L’informatrice avait raison, va savoir d’où viennent ses sources. Et la nouvelle se répand, tous en pas de charge vers le carrousel 3. Je trouve ma valise verte, mais pas la jaune, ni la bleue… Ma fille qui, arrivant du Canada par Paris, était déjà dans l’aéroport depuis 4 heures du matin. Elle implore l’agent de police qui contrôle l’entrée pour les personnes qui n’ont pas eu leurs bagages, lui disant : «Mon père a des problèmes de santé (me connaissant hypertendu, et amer), mon père a besoin de moi pour l’aider!» Alice me tape sur l’épaule, elle était flanquée d’un policier… «Calme papa, je vais régler cela…»

Bref, file d’attente pour déclarer les bagages perdus, tous les cadeaux dedans, et les fringues de ma conjointe qui arrivera cinq jours plus tard. Et dans cette file de déclaration de retard et de vol de bagages, tout le monde est sur les nerfs. On marche sur le carrousel pour resquiller et ne pas faire la queue. Et dire que ce monde est mature pour bien voter et bien décider, le cas échéant!… Déclaration faite, j’ai le papier attestant mes pertes.

On quitte la zone des bagages, cinq heures après l’atterrissage. Je suis en voyage depuis plus de 36 heures. Malgré cela, un douanier trois étoiles m’interpelle poliment, d’où venez vous, je replique du Canada, que faites vous dans la vie, je réponds professeur universitaire et j’ai perdu deux valises… il me dit : «Hamdoubla asslama !». La «salama» est la seule consolation, signifiant estime-toi heureux, t’es encore en santé, en vie! C’est tout dire déjà…

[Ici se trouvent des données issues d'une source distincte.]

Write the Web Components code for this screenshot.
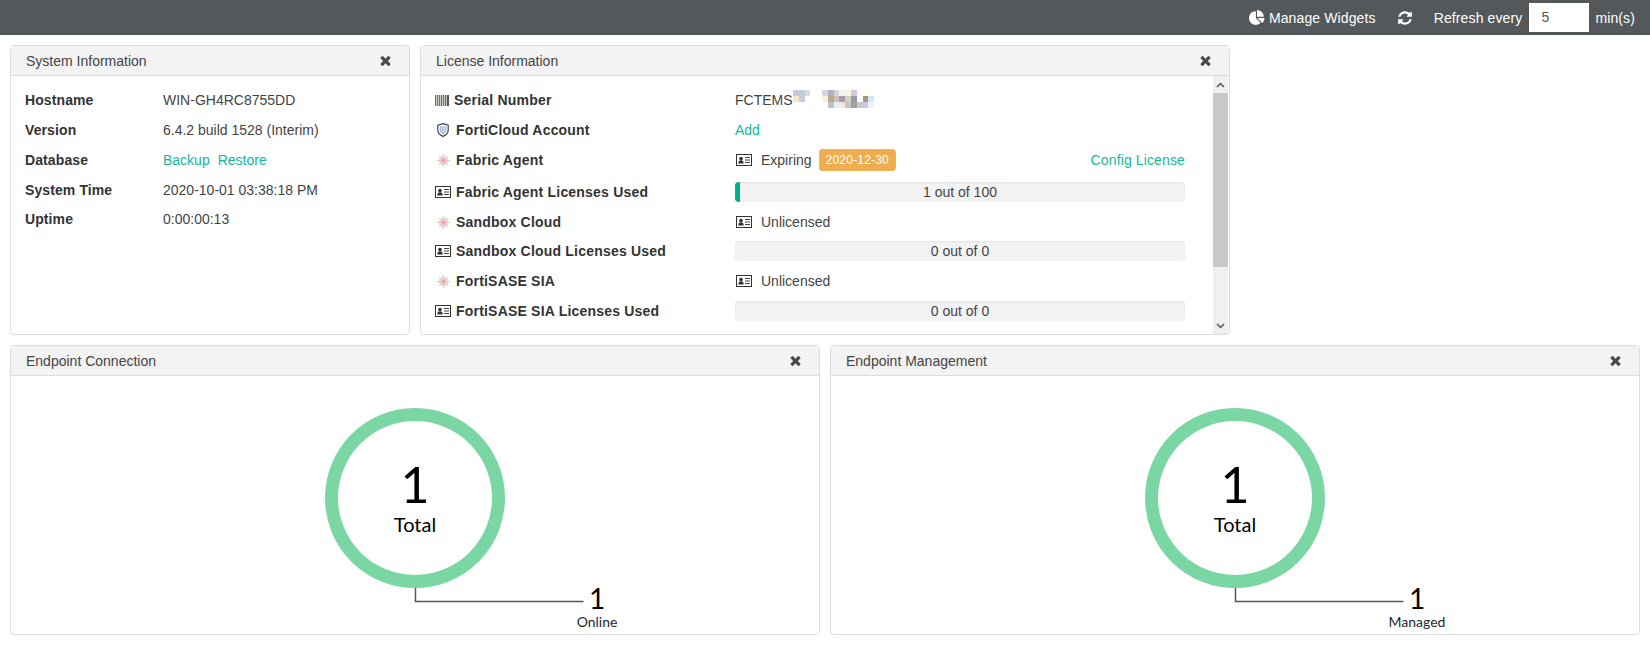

5- On sort de la zone sécurisée et je me dirige vers les agences de location de voiture… et là, un autre souk… une autre mafia qui contrôle le prix, un autre cartel, je m’en sors avec une voiture valant en état neuf, 11 000$ au Canada, et je la loue pour 3 semaines, tenez vous bien, presque 3 400 dinars (une autre agence demandait 9 800 dinars pour les 3 semaines). La concurrence, on ne connaît pas, c’est un truc de «kouffar», elle n’est pas passée en terre d’islam, on s’en balance des fondamentaux de la théorie des prix… C’est l’Aid El-Kebir, la fête sacrée des musulmans. Je paie, je traîne mon chariot, ma fille crispée ne comprenant pas l’arabe… et je voulais la rassurer en arrondissant les angles; je ne veux pas qu’elle me dise «Non papa, on n’ira plus chez ces rapaces de l’aéroport de Tunis-Cartage. On ira en Italie, à Montpellier, aux Etats-Unis, c’est du monde qui respecte le monde…» Je voulais éviter cela… et transmettre le lien avec la Tunisie des ancêtres…

Morale de l’histoire, la Tunisie n’est plus ce qu’elle était. Au lieu d’être la terre d’accueil d’antan, elle est devenue tout autre, méconnaissable pour les gens de mon âge…

Bourguiba doit se retourner dans sa tombe. Je prends une pause, le temps de siroter un thé, avec ma fille, et on file de nuit vers Midoun, à Djerba la douce…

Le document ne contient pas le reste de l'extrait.